*What to produce:* Report all lines from the entries below in which "page" appears.

*Records supplied:*
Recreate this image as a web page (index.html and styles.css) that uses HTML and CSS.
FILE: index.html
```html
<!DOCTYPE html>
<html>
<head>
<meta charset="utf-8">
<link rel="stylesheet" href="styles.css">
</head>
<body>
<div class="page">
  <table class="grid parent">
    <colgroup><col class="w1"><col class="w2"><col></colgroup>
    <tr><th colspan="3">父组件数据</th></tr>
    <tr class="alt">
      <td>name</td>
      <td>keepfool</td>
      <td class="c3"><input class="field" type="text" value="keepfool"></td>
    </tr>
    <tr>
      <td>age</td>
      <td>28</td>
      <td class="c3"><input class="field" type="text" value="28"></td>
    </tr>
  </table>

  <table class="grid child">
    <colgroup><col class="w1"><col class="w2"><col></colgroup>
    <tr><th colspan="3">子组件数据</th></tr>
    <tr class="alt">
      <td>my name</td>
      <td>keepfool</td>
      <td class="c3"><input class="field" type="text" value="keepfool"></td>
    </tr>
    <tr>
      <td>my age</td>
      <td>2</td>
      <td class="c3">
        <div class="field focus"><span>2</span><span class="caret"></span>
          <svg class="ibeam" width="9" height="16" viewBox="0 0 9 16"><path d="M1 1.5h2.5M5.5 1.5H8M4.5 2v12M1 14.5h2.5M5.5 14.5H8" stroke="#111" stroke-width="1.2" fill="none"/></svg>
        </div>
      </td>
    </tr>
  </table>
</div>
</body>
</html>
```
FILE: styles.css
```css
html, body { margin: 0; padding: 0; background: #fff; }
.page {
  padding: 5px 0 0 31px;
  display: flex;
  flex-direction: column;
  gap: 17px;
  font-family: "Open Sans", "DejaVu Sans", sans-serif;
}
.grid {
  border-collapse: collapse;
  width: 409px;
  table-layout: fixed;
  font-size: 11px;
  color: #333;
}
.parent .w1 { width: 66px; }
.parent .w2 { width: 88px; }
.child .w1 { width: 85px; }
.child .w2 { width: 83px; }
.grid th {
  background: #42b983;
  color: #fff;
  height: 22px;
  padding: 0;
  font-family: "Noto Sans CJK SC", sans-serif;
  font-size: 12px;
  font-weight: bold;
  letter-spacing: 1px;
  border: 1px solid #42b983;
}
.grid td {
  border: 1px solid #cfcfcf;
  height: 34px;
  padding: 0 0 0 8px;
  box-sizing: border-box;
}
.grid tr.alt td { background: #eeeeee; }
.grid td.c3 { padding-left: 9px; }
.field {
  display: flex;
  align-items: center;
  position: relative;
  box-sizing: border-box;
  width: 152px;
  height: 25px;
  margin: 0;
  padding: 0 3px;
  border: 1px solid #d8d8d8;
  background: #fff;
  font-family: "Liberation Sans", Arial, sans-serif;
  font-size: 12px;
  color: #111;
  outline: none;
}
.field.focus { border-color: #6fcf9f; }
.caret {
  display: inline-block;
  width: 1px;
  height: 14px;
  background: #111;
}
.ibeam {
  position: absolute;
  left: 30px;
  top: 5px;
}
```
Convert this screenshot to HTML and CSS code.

*Task solution:*
Recreate this image as a web page (index.html and styles.css) that uses HTML and CSS.
<div class="page">
.page {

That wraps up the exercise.